WHAT IS EXPECTED => Every line that includes the word "React" is to be listed.

DATA SEGMENT =>
>> Begin

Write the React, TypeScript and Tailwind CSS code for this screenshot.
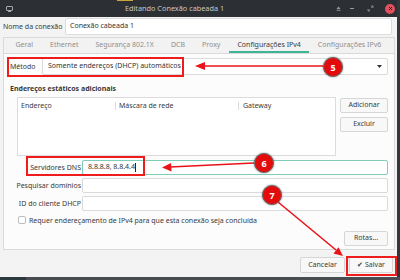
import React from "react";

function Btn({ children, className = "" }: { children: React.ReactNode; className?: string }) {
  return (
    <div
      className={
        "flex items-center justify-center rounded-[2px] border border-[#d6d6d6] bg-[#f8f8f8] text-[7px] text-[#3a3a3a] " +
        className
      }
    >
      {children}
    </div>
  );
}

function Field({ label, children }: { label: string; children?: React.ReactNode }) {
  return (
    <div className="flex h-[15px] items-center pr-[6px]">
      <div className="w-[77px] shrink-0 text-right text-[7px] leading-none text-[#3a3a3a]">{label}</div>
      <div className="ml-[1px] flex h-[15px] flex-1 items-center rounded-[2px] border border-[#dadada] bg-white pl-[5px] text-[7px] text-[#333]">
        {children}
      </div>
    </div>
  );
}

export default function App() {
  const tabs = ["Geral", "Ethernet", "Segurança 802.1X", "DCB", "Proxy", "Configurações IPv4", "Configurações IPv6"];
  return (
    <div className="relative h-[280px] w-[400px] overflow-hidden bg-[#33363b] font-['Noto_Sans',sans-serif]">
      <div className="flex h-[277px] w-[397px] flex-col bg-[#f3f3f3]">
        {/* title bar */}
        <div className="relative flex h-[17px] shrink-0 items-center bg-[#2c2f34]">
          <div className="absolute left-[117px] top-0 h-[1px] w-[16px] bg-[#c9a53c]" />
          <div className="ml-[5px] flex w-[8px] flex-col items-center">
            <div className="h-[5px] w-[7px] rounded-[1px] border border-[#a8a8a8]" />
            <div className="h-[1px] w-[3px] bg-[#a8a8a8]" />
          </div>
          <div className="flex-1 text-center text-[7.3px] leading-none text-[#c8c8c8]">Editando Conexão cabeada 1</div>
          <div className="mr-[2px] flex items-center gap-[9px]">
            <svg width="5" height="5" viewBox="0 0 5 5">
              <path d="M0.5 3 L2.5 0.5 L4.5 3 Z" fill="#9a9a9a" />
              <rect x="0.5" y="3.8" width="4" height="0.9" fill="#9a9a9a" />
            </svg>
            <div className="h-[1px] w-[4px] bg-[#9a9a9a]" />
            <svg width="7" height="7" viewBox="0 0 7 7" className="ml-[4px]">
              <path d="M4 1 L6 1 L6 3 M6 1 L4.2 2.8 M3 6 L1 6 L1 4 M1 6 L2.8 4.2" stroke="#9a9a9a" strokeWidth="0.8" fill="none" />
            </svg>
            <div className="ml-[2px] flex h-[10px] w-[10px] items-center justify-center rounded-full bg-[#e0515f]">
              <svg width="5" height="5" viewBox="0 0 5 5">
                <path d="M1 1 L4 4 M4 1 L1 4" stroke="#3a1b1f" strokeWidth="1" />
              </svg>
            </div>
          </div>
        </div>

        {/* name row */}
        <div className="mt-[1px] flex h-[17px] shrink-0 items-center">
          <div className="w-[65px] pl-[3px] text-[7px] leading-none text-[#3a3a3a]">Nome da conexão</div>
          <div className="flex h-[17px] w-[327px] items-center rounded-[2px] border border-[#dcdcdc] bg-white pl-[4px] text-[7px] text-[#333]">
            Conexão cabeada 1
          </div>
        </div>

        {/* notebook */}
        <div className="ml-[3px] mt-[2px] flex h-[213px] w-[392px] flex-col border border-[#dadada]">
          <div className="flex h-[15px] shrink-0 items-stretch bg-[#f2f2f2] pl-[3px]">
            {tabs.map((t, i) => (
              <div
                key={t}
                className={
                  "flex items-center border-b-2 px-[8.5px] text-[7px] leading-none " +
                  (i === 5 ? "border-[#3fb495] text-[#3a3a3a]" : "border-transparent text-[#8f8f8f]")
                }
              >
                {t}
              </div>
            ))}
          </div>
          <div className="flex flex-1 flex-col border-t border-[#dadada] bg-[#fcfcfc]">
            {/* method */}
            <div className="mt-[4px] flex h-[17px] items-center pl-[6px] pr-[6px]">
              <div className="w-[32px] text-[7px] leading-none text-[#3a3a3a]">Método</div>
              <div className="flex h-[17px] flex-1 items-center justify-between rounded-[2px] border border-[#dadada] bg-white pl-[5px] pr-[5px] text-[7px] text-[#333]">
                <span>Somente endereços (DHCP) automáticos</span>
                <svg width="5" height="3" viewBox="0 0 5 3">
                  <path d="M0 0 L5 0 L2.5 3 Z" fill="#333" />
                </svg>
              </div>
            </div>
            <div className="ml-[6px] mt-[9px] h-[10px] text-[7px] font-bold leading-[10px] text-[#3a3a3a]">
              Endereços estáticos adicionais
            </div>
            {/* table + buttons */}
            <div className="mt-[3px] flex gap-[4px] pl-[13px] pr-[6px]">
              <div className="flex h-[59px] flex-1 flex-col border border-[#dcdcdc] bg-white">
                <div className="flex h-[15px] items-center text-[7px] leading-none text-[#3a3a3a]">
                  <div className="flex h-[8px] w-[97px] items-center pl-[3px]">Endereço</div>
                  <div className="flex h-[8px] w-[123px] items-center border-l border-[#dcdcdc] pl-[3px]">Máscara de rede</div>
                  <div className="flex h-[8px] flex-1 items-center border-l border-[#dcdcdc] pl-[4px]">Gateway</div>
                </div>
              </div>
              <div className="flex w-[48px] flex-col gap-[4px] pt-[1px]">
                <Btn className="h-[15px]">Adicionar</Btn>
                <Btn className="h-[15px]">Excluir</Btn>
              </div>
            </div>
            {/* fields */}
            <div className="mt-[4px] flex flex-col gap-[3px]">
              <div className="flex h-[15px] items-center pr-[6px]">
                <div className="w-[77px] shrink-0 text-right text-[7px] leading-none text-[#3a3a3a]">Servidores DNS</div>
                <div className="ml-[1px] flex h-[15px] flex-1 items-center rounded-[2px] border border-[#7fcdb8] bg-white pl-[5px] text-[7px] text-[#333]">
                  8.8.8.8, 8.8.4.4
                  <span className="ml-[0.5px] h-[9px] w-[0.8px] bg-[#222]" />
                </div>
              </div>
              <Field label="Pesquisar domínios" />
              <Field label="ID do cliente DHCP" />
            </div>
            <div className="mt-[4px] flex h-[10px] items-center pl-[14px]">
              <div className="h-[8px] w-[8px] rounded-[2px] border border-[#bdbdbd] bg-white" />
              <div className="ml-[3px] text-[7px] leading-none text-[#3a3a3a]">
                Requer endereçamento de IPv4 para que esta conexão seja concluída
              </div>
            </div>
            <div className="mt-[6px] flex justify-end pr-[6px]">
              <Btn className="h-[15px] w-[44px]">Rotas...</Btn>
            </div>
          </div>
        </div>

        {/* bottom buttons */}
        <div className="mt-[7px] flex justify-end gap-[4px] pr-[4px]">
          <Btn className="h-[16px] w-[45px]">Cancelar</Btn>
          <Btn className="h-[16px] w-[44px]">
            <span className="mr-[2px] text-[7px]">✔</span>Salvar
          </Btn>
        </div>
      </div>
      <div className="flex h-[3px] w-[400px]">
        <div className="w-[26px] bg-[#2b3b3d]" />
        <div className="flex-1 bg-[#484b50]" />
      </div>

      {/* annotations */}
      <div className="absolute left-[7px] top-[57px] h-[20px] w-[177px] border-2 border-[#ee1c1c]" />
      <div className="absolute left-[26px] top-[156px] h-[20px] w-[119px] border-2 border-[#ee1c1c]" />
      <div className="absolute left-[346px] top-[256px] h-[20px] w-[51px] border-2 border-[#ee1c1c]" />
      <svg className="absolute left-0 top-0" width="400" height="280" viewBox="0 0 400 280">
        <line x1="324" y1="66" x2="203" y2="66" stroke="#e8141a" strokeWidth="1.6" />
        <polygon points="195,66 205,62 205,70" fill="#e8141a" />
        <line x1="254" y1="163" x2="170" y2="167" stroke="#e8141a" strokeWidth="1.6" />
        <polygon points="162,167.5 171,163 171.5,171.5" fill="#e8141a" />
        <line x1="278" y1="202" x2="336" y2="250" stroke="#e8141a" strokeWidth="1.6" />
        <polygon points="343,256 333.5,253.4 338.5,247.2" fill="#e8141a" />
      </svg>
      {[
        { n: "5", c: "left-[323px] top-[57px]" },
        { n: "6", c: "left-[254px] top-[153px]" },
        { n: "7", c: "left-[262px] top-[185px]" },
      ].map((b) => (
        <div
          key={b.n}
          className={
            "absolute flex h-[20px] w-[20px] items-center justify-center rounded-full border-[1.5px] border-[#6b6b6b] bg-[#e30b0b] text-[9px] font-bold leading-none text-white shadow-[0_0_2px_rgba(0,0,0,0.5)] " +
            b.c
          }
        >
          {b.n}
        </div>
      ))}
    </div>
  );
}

>> End

ANSWER =>
Write the React, TypeScript and Tailwind CSS code for this screenshot.
import React from "react";
function Btn({ children, className = "" }: { children: React.ReactNode; className?: string }) {
function Field({ label, children }: { label: string; children?: React.ReactNode }) {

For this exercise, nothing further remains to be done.